Aviation
IAG CARGO 2016 REVENUE DROPS
February 24, 2017

IAG Cargo posted a revenue of €1.02 billion (US$1.08 billion) for 2016, a year-on-year decrease of 6.6%, according to consolidated financial results released by parent International Airlines Group.

 

According to IAG Cargo, commercial revenue fell 8.0% after adjusting 2015’s figures for a direct comparison. Overall yield for 2016 decreased by 9.3% year-on-year on a like-for-like basis, even though volumes were up by 3.0%. Available capacity grew by 10.5%, partially reflecting the integration of Aer Lingus into the IAG network.

 

Self Photos / Files - BA788+388

 

In total, IAG Cargo carried 849,000 tonnes of cargo in 2016, which was 2.9% lower than in 2015.

 

“These are resilient results in the face of challenging market conditions,” said Drew Crawley, CEO of IAG Cargo. “Growing supply from freighter and new-generation passenger fleets has continued to outstrip flat demand for general freight. Our focus on aggressive cost management combined with premium product growth has enabled us to offset some yield pressure and grow our revenue share of the market this year.”

 

Crawley said that the year started off well but the second and third quarters suffered from diminishing demand, which led to significant yield pressures.

 

“The final peak months of the year brought some improvement, driven by stronger than expected consumer sales in December and a high demand for last-minute e-commerce products,” he said. “Our new Critical product performed well during the peak, processing over 600 emergency shipments.
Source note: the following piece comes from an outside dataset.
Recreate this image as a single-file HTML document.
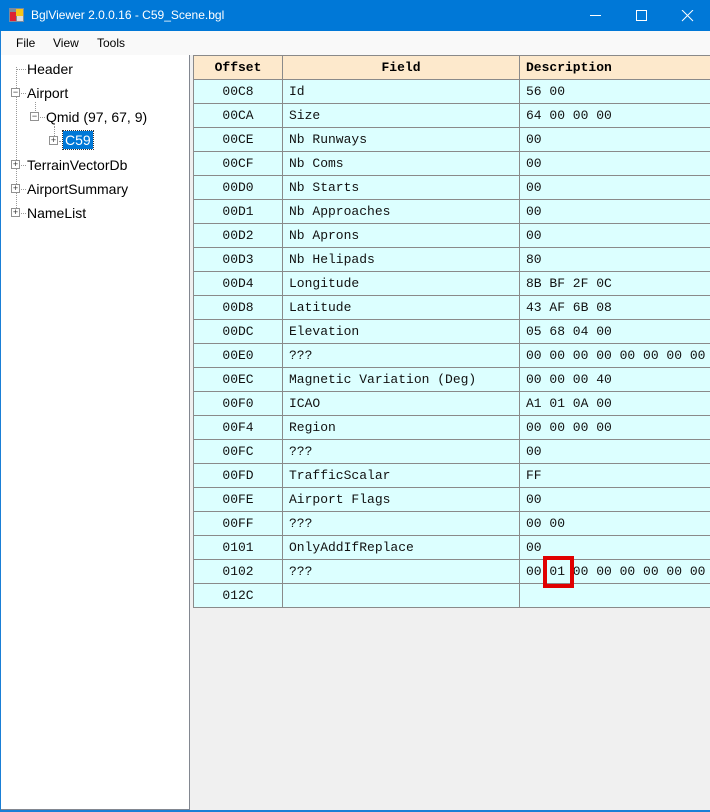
<!DOCTYPE html>
<html><head><meta charset="utf-8"><style>
*{margin:0;padding:0;box-sizing:border-box}
body{width:710px;height:812px;overflow:hidden;background:#1a7fd6;position:relative;font-family:"Liberation Sans",sans-serif}
#title{position:absolute;left:0;top:0;width:710px;height:31px;background:#0078d7;color:#fff;font-size:12px}
#title .t{position:absolute;left:31px;top:8px}
#menu{position:absolute;left:1px;top:31px;width:709px;height:24px;background:#f9f9f9;font-size:12px}
#menu span{position:absolute;top:5px}
#tree{position:absolute;left:1px;top:55px;width:189px;height:755px;background:#fff;border-right:1px solid #828790;border-bottom:1px solid #828790;font-size:14px}
#tree .n{position:absolute;white-space:nowrap}
.box{position:absolute;width:9px;height:9px;border:1px solid #919191;background:#fff;font-size:9px;line-height:7px;text-align:center;color:#333}
.vd{position:absolute;border-left:1px dotted #999;width:0}
.hd{position:absolute;border-top:1px dotted #999;height:0}
#grid{position:absolute;left:190px;top:55px;width:520px;height:755px;background:#f0f0f0;overflow:hidden}
table{border-collapse:collapse;font-family:"Liberation Mono",monospace;font-size:13px;position:absolute;left:3px;top:0;table-layout:fixed;width:540px}
td,th{border:1px solid #8a8a8a;height:24px;white-space:nowrap;overflow:hidden}
th{background:#fde9cc;font-weight:bold;text-align:center}
td{background:#dcffff;padding-left:6px;color:#111}
td.o{text-align:center;padding:0}
</style></head><body>
<div id="title"><svg style="position:absolute;left:9px;top:7px" width="16" height="16"><rect x="0" y="1" width="15" height="14" fill="#7a8aa0"/><rect x="1" y="5" width="6" height="9" fill="#d23"/><rect x="7" y="2" width="7" height="7" fill="#f5c518"/><rect x="8" y="9" width="6" height="5" fill="#ddd"/></svg><span class="t">BglViewer 2.0.0.16 - C59_Scene.bgl</span>
<svg style="position:absolute;left:590px;top:10px" width="110" height="12"><line x1="0" y1="5.5" x2="11" y2="5.5" stroke="#fff"/><rect x="46.5" y="0.5" width="10" height="10" fill="none" stroke="#fff"/><path d="M92 0L103 11M103 0L92 11" stroke="#fff"/></svg></div>
<div id="menu"><span style="left:15px">File</span><span style="left:52px">View</span><span style="left:96px">Tools</span></div>
<div id="tree">
<div class="vd" style="left:15px;top:12px;height:147px"></div>
<div class="hd" style="left:15px;top:14px;width:10px"></div>
<div class="n" style="left:26px;top:6px">Header</div>
<div class="box" style="left:10px;top:33px">−</div><div class="hd" style="left:20px;top:38px;width:5px"></div>
<div class="n" style="left:26px;top:30px">Airport</div>
<div class="vd" style="left:34px;top:47px;height:13px"></div>
<div class="box" style="left:29px;top:57px">−</div><div class="hd" style="left:39px;top:62px;width:5px"></div>
<div class="n" style="left:45px;top:54px">Qmid (97, 67, 9)</div>
<div class="vd" style="left:53px;top:71px;height:10px"></div>
<div class="box" style="left:48px;top:81px">+</div><div class="hd" style="left:58px;top:86px;width:4px"></div>
<div class="n" style="left:62px;top:76px;background:#0078d7;color:#fff;padding:1px 2px;outline:1px dotted #333">C59</div>
<div class="box" style="left:10px;top:105px">+</div><div class="hd" style="left:20px;top:110px;width:5px"></div>
<div class="n" style="left:26px;top:102px">TerrainVectorDb</div>
<div class="box" style="left:10px;top:129px">+</div><div class="hd" style="left:20px;top:134px;width:5px"></div>
<div class="n" style="left:26px;top:126px">AirportSummary</div>
<div class="box" style="left:10px;top:153px">+</div><div class="hd" style="left:20px;top:158px;width:5px"></div>
<div class="n" style="left:26px;top:150px">NameList</div>
</div>
<div id="grid">
<table><colgroup><col style="width:89px"><col style="width:237px"><col style="width:214px"></colgroup>
<tr><th>Offset</th><th>Field</th><th style="text-align:left;padding-left:6px">Description</th></tr>
<tr><td class="o">00C8</td><td>Id</td><td>56 00</td></tr>
<tr><td class="o">00CA</td><td>Size</td><td>64 00 00 00</td></tr>
<tr><td class="o">00CE</td><td>Nb Runways</td><td>00</td></tr>
<tr><td class="o">00CF</td><td>Nb Coms</td><td>00</td></tr>
<tr><td class="o">00D0</td><td>Nb Starts</td><td>00</td></tr>
<tr><td class="o">00D1</td><td>Nb Approaches</td><td>00</td></tr>
<tr><td class="o">00D2</td><td>Nb Aprons</td><td>00</td></tr>
<tr><td class="o">00D3</td><td>Nb Helipads</td><td>80</td></tr>
<tr><td class="o">00D4</td><td>Longitude</td><td>8B BF 2F 0C</td></tr>
<tr><td class="o">00D8</td><td>Latitude</td><td>43 AF 6B 08</td></tr>
<tr><td class="o">00DC</td><td>Elevation</td><td>05 68 04 00</td></tr>
<tr><td class="o">00E0</td><td>???</td><td>00 00 00 00 00 00 00 00</td></tr>
<tr><td class="o">00EC</td><td>Magnetic Variation (Deg)</td><td>00 00 00 40</td></tr>
<tr><td class="o">00F0</td><td>ICAO</td><td>A1 01 0A 00</td></tr>
<tr><td class="o">00F4</td><td>Region</td><td>00 00 00 00</td></tr>
<tr><td class="o">00FC</td><td>???</td><td>00</td></tr>
<tr><td class="o">00FD</td><td>TrafficScalar</td><td>FF</td></tr>
<tr><td class="o">00FE</td><td>Airport Flags</td><td>00</td></tr>
<tr><td class="o">00FF</td><td>???</td><td>00 00</td></tr>
<tr><td class="o">0101</td><td>OnlyAddIfReplace</td><td>00</td></tr>
<tr><td class="o">0102</td><td>???</td><td>00 01 00 00 00 00 00 00</td></tr>
<tr><td class="o">012C</td><td></td><td></td></tr>
</table>
<div style="position:absolute;left:353px;top:501px;width:31px;height:32px;border:4px solid #e00000"></div>
</div>
</body></html>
More broadly our premium product mix now sits at 20%, with our industry-leading Constant Climate product continuing to see significant volume growth year on year, shipping over 40,000 consignments in 2016.”

 

Self Photos / Files - IB332

 

Apart from a wider Irish network as a result of the integration of Aer Lingus, IAG Cargo also launched operations to Lima, San Juan, San Jose, CA, San Jose, Costa Rica, and Tehran during 2016. The carrier is scheduled to launch Santiago, New Orleans, Fort Lauderdale and Oakland in 2017.

 

“We will continue to invest in our infrastructure and our technology through 2017 to make our operation as efficient as possible,” Crawley said. “In addition to the continued development of our new Premia building we will be implementing a new warehouse management system that will transform the way freight is processed through our premium operation.

 

He added that IAG Cargo would introduce a number of innovations in the year ahead to help drive the digitization of air freight and to improve the customer experience.

 

“Despite a difficult year for the industry, we have delivered a resilient performance,” said Crawley. “We will continue to bring further benefits to our customers by understanding their needs and investing in all areas of our business through infrastructure improvements, network expansion, new partnerships and technology advances. We remain confident in our strategy for 2017 and beyond.”